Usai puas berbincang-bincang, Isan menyatakan kalau sebentar lagi, tepatnya pukul 7 malam, teman-teman satu kelompok akan menggelar panggilan video bersama denganku. Mereka telah setuju untuk mengucapkan selamat secara langsung kepadaku dan Namira. Sungguh sebuah kejutan buat kami berdua! Membuatku cukup penasaran.

Dan pada jam yang telah disepakati, Isan mulai mengawali panggilan. Ia mencoba menautkan kontak satu per satu secara berurutan, lantas masing-masing dari mereka yang terpanggil mulai menerima permintaannya.

Selang sekitar 15 detik, telah terhubung empat orang sekaligus, termasuk Isan. Ketiga orang lainnya kemudian menyalakan kamera depannya masing-masing hingga aku dan Isan bisa menyaksikan wajah mereka dengan gamblang. Mereka langsung bergantian mengucapkan selamat atas pernikahanku.

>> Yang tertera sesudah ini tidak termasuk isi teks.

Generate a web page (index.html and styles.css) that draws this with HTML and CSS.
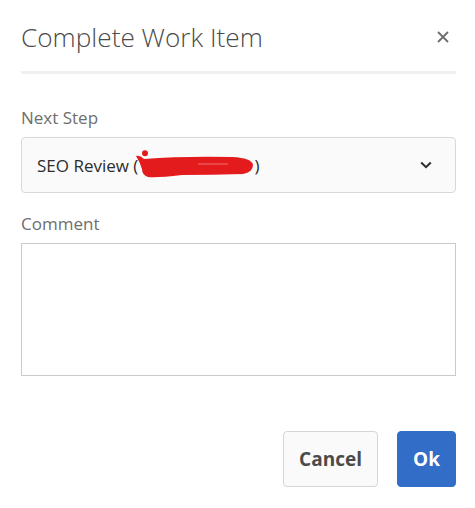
FILE: index.html
```html
<!DOCTYPE html>
<html lang="en">
<head>
<meta charset="utf-8">
<title>Complete Work Item</title>
<link rel="stylesheet" href="styles.css">
</head>
<body>
<div class="dialog">
  <div class="dialog-header">
    <h1 class="dialog-title">Complete Work Item</h1>
    <button class="close-btn" aria-label="Close">
      <svg width="12" height="12" viewBox="0 0 12 12"><path d="M1 1 L11 11 M11 1 L1 11" stroke="#6e6e6e" stroke-width="1.8" fill="none"/></svg>
    </button>
  </div>
  <div class="divider"></div>
  <div class="field field-step">
    <label class="field-label">Next Step</label>
    <div class="select">
      <span class="select-value">SEO Review (<span class="redact"><svg width="122" height="30" viewBox="0 0 122 30"><circle cx="13" cy="3.2" r="3" fill="#e41b1d"/><path d="M4 6 Q8 5 12 9 Q50 6 100 7 Q120 8 121 15 Q121 22 111 24 Q80 25 50 25 Q25 28 16 27 Q10 25 10 19 Q8 12 4 6 Z" fill="#e41b1d"/><path d="M66 14 L96 14" stroke="#f07070" stroke-width="1"/></svg></span>)</span>
      <svg class="chevron" width="12" height="8" viewBox="0 0 12 8"><path d="M1.2 1.5 L6 6.2 L10.8 1.5" stroke="#2c2c2c" stroke-width="2" fill="none"/></svg>
    </div>
  </div>
  <div class="field field-comment">
    <label class="field-label">Comment</label>
    <div class="textarea"></div>
  </div>
  <div class="actions">
    <button class="btn btn-secondary">Cancel</button>
    <button class="btn btn-primary">Ok</button>
  </div>
</div>
</body>
</html>
```

FILE: styles.css
```css
* { box-sizing: border-box; }
html, body { margin: 0; padding: 0; background: #ffffff; }
body { font-family: "Open Sans", "Noto Sans", sans-serif; color: #4b4b4b; }

.dialog {
  width: 475px;
  height: 508px;
  padding: 0 19px 0 21px;
  display: flex;
  flex-direction: column;
}

.dialog-header {
  height: 71px;
  padding-top: 3px;
  display: flex;
  align-items: center;
  justify-content: space-between;
}

.dialog-title {
  margin: 0;
  font-size: 26.2px;
  font-weight: 300;
  color: #4b4b4b;
}

.close-btn {
  border: 0;
  background: none;
  padding: 0;
  margin-right: 7px;
  width: 12px;
  height: 12px;
  display: flex;
}

.divider {
  height: 3px;
  background: #f0f0f0;
}

.field { display: flex; flex-direction: column; }
.field-step { margin-top: 32px; }

.field-label {
  font-size: 17px;
  line-height: 24px;
  color: #6e6e6e;
}

.select {
  margin-top: 7px;
  height: 56px;
  border: 1px solid #d8d8d8;
  border-radius: 4px;
  background: #fafafa;
  display: flex;
  align-items: center;
  justify-content: space-between;
  padding: 0 23px 0 15px;
}

.select-value {
  font-size: 17px;
  color: #2c2c2c;
  display: flex;
  align-items: center;
}

.redact {
  display: inline-block;
  width: 122px;
  height: 30px;
  margin-left: -6px;
  margin-right: 0;
}

.redact svg { display: block; }

.chevron { display: block; }

.field-comment { margin-top: 19px; }

.textarea {
  margin-top: 7px;
  height: 133px;
  border: 1px solid #cacaca;
  background: #ffffff;
}

.actions {
  margin-top: 55px;
  display: flex;
  justify-content: flex-end;
  gap: 19px;
}

.btn {
  height: 56px;
  border-radius: 4px;
  font-family: "Open Sans", "Noto Sans", sans-serif;
  font-size: 19px;
  font-weight: 700;
  padding: 0;
}

.btn-secondary {
  width: 95px;
  background: #fafafa;
  border: 1px solid #d6d6d6;
  color: #4b4b4b;
}

.btn-primary {
  width: 59px;
  background: #326ec8;
  border: 1px solid #326ec8;
  color: #ffffff;
}
```
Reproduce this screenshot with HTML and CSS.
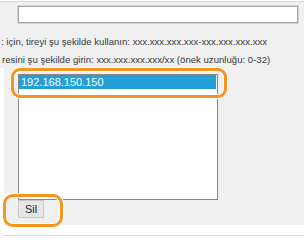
FILE: index.html
```html
<!DOCTYPE html>
<html>
<head>
<meta charset="utf-8">
<link rel="stylesheet" href="styles.css">
</head>
<body>
<div class="page">
  <div class="top">
    <input class="field" type="text">
  </div>
  <div class="note n1">: için, tireyi şu şekilde kullanın: xxx.xxx.xxx.xxx-xxx.xxx.xxx.xxx</div>
  <div class="note n2">resini şu şekilde girin: xxx.xxx.xxx.xxx/xx (önek uzunluğu: 0-32)</div>
  <div class="lower">
    <div class="listbox">
      <div class="item sel">192.168.150.150</div>
    </div>
    <button class="btn">Sil</button>
    <div class="ring ring-item"></div>
    <div class="ring ring-btn"></div>
  </div>
  <div class="rule"></div>
</div>
</body>
</html>
```
FILE: styles.css
```css
html, body { margin: 0; padding: 0; background: #fff; }
body { font-family: "Liberation Sans", Arial, sans-serif; width: 304px; height: 245px; overflow: hidden; }
.page { padding-top: 1px; }
.top {
  border-top: 1px solid #d9d9d9;
  background: #f0f0f0;
  padding: 4px 0 0 18px;
  height: 30px;
  box-sizing: border-box;
}
.field {
  display: block;
  box-sizing: border-box;
  width: 280px;
  height: 17px;
  margin: 0;
  padding: 0;
  background: #fff;
  border: 1px solid #a3a3a3;
  box-shadow: 0 0 0 1px #d6d6d6;
}
.note {
  background: #f0f0f0;
  color: #3a3a3a;
  font-size: 9.6px;
  white-space: nowrap;
  padding-left: 1px;
}
.n1 { padding-top: 1px; height: 20px; line-height: 20px; }
.n2 { height: 16px; line-height: 16px; padding-left: 2px; }
.lower {
  position: relative;
  margin-left: 4px;
  background: #f0f0f0;
  padding: 6px 0 0 14px;
  height: 157px;
  box-sizing: border-box;
}
.listbox {
  box-sizing: border-box;
  width: 200px;
  height: 126px;
  background: #fff;
  border: 1px solid #888;
  padding: 0;
}
.item {
  font-size: 11px;
  line-height: 14px;
  height: 14px;
  padding-left: 2px;
  color: #fff;
  white-space: nowrap;
}
.sel { background: #239ed9; margin-right: 1px; }
.btn {
  display: block;
  box-sizing: border-box;
  width: 26px;
  height: 18px;
  margin: 0;
  padding: 0;
  font-family: "Liberation Sans", Arial, sans-serif;
  font-size: 11px;
  color: #222;
  background: #e6e6e6;
  border: 1px solid #c8c8c8;
  border-radius: 0;
}
.ring {
  position: absolute;
  box-sizing: border-box;
  border: 3px solid #f7941d;
  border-radius: 9px;
  box-shadow: 0 0 0 1px #fff, inset 0 0 0 1px #fff;
}
.ring-item { left: 7px; top: 0; width: 216px; height: 30px; }
.ring-btn { left: -1px; top: 126px; width: 60px; height: 33px; border-radius: 10px; }
.rule {
  margin: 10px 0 0 3px;
  height: 1px;
  background: #dcdcdc;
}
```
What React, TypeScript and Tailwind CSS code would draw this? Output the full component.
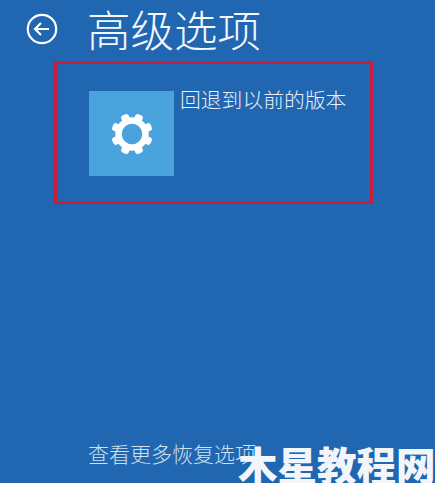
const CJK = "font-['Noto_Sans_CJK_SC','Noto_Sans',sans-serif]";

function BackIcon() {
  return (
    <svg width="32" height="32" viewBox="0 0 32 32" fill="none" stroke="#fff" strokeWidth="2.2">
      <circle cx="16" cy="16" r="14.2" />
      <path d="M23 16H9.5M15 10l-6 6 6 6" />
    </svg>
  );
}

function GearIcon() {
  const teeth = [0, 45, 90, 135, 180, 225, 270, 315];
  return (
    <svg width="44" height="44" viewBox="0 0 44 44" fill="none">
      {teeth.map((deg) => (
        <rect key={deg} x="18" y="1.2" width="8" height="10" rx="2.8" fill="#fff" transform={`rotate(${deg + 22.5} 22 22)`} />
      ))}
      <circle cx="22" cy="22" r="13.5" stroke="#fff" strokeWidth="6.4" />
    </svg>
  );
}

export default function App() {
  return (
    <div className={`relative flex h-[483px] w-[435px] flex-col overflow-hidden bg-[#2066b1] text-white ${CJK}`}>
      <div className="flex h-[61px] shrink-0 items-center pb-[3px] pl-[26px]">
        <BackIcon />
        <h1 className="ml-[29px] whitespace-nowrap text-[43.5px] font-light leading-[58px] text-[#f4f8fc]">高级选项</h1>
      </div>

      <div className="ml-[54px] flex h-[143px] w-[319px] shrink-0 border-[3px] border-[#c4203a] pl-[32px] pt-[27px]">
        <div className="flex h-[85px] w-[85px] items-center justify-center bg-[#4ba3de]">
          <GearIcon />
        </div>
        <p className="ml-[6px] text-[20.8px] font-light leading-[16px] text-[#e8f0f8]">回退到以前的版本</p>
      </div>

      <p className="ml-[88px] mt-[235px] text-[21px] font-light leading-7 text-[#cfe0f0]">查看更多恢复选项</p>

      <span className="absolute bottom-[-5px] left-[238px] whitespace-nowrap text-[39.5px] font-black leading-[48px] text-[#f2f6fb]">
        木星教程网
      </span>
    </div>
  );
}
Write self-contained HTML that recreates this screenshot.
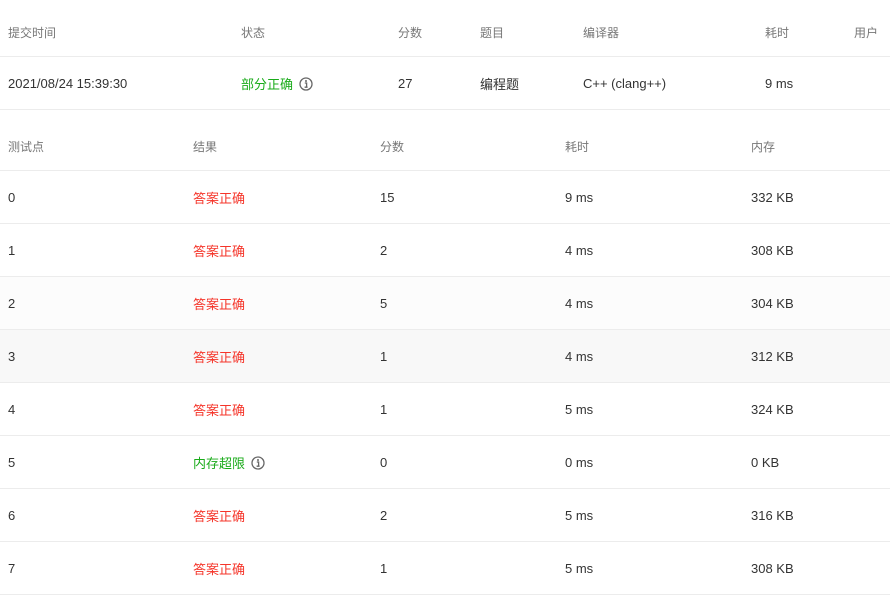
<!DOCTYPE html>
<html><head><meta charset="utf-8"><style>
*{margin:0;padding:0;box-sizing:border-box}
body{width:890px;height:591px;overflow:hidden;background:#fff;font-family:"Liberation Sans","Noto Sans CJK SC",sans-serif;color:#333;font-size:13px}
.r{position:absolute;left:0;width:890px;border-bottom:1px solid #ececec}
.r span{position:absolute;top:2px;bottom:0;display:flex;align-items:center;white-space:nowrap;line-height:16px}
.r span b{font-weight:normal;font-family:"Noto Sans CJK SC",sans-serif;line-height:16px;display:block}
.h span{color:#777;font-size:12px;font-family:"Noto Sans CJK SC",sans-serif}
.red{color:#f5352a}
.grn{color:#1aab1a}
svg{margin-left:6px;display:block}
</style></head><body>
<svg width="0" height="0" style="position:absolute"><defs><g id="ic"><circle cx="7" cy="7" r="6" fill="none" stroke="#666" stroke-width="1.3"/><circle cx="7" cy="4" r="1" fill="#666"/><path d="M5.8 6h1.8v4.2M5.6 10.2h3" fill="none" stroke="#666" stroke-width="1.3"/></g></defs></svg>
<div class="r h" style="top:8px;height:49px"><span style="left:8px">提交时间</span><span style="left:241px">状态</span><span style="left:398px">分数</span><span style="left:480px">题目</span><span style="left:583px">编译器</span><span style="left:765px">耗时</span><span style="left:854px">用户</span></div>
<div class="r" style="top:57px;height:53px"><span style="left:8px">2021/08/24 15:39:30</span><span style="left:241px" class="grn"><b>部分正确</b><svg width="14" height="14"><use href="#ic"/></svg></span><span style="left:398px">27</span><span style="left:480px"><b>编程题</b></span><span style="left:583px">C++ (clang++)</span><span style="left:765px">9 ms</span></div>
<div class="r h" style="top:122px;height:49px"><span style="left:8px">测试点</span><span style="left:193px">结果</span><span style="left:380px">分数</span><span style="left:565px">耗时</span><span style="left:751px">内存</span></div>
<div class="r" style="top:171px;height:53px"><span style="left:8px">0</span><span style="left:193px" class="red"><b>答案正确</b></span><span style="left:380px">15</span><span style="left:565px">9 ms</span><span style="left:751px">332 KB</span></div>
<div class="r" style="top:224px;height:53px"><span style="left:8px">1</span><span style="left:193px" class="red"><b>答案正确</b></span><span style="left:380px">2</span><span style="left:565px">4 ms</span><span style="left:751px">308 KB</span></div>
<div class="r" style="top:277px;height:53px;background:#fcfcfc"><span style="left:8px">2</span><span style="left:193px" class="red"><b>答案正确</b></span><span style="left:380px">5</span><span style="left:565px">4 ms</span><span style="left:751px">304 KB</span></div>
<div class="r" style="top:330px;height:53px;background:#f8f8f8"><span style="left:8px">3</span><span style="left:193px" class="red"><b>答案正确</b></span><span style="left:380px">1</span><span style="left:565px">4 ms</span><span style="left:751px">312 KB</span></div>
<div class="r" style="top:383px;height:53px"><span style="left:8px">4</span><span style="left:193px" class="red"><b>答案正确</b></span><span style="left:380px">1</span><span style="left:565px">5 ms</span><span style="left:751px">324 KB</span></div>
<div class="r" style="top:436px;height:53px"><span style="left:8px">5</span><span style="left:193px" class="grn"><b>内存超限</b><svg width="14" height="14"><use href="#ic"/></svg></span><span style="left:380px">0</span><span style="left:565px">0 ms</span><span style="left:751px">0 KB</span></div>
<div class="r" style="top:489px;height:53px"><span style="left:8px">6</span><span style="left:193px" class="red"><b>答案正确</b></span><span style="left:380px">2</span><span style="left:565px">5 ms</span><span style="left:751px">316 KB</span></div>
<div class="r" style="top:542px;height:53px"><span style="left:8px">7</span><span style="left:193px" class="red"><b>答案正确</b></span><span style="left:380px">1</span><span style="left:565px">5 ms</span><span style="left:751px">308 KB</span></div>
</body></html>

Teman-temanku kurasa masih sama saja seperti dulu. Mereka tampak seperti apa adanya tanpa tedeng aling-aling. Tak ada juga yang tampak melakukan pencitraan berlebihan untuk tampil satu sama lain. Di antara kami, ada yang depan layar ditemani balita dan suami. Ada yang tak sempat dandan hingga mesti malu-malu kucing berulang kali menutupi wajahnya dengan telapak tangan. Ada juga yang sangat percaya diri dengan gaya khas emak-emak yang simpel dalam balutan daster. Dalam pertemuan itu, kami banyak tertawa terpingkal-pingkal sebab tak sedikit yang menyampaikan kembali ingatan bersama akan momen lucu di masa lalu.

Sayangnya, temu kangen daring yang penuh dengan suasana keakraban itu tak bisa berlangsung lama. Mereka yang melakukan panggilan video denganku itu terbatas akan durasi karena mesti bergantian dengan yang lain. Sejauh ini Whatsapp baru bisa menyediakan fitur panggilan bersama maksimal empat orang. Meskipun demikian, aku sangat terhibur dengan kesempatan temu kangen ini. Pertemuan ini benar-benar seperti reuni bagi kami. Kami bisa bertatap-tatapan secara langsung, meski hanya dari balik layar gawai. Aku juga sangat senang karena pada akhirnya bisa mengumumkan keberadaan nyonya Teje kepada mereka.

Usai puas reunian, panggilan video pun akhirnya dimatikan. Lantas aku, Namira, dan Isan diam sejenak lantaran sudah kehabisan bahan obrolan.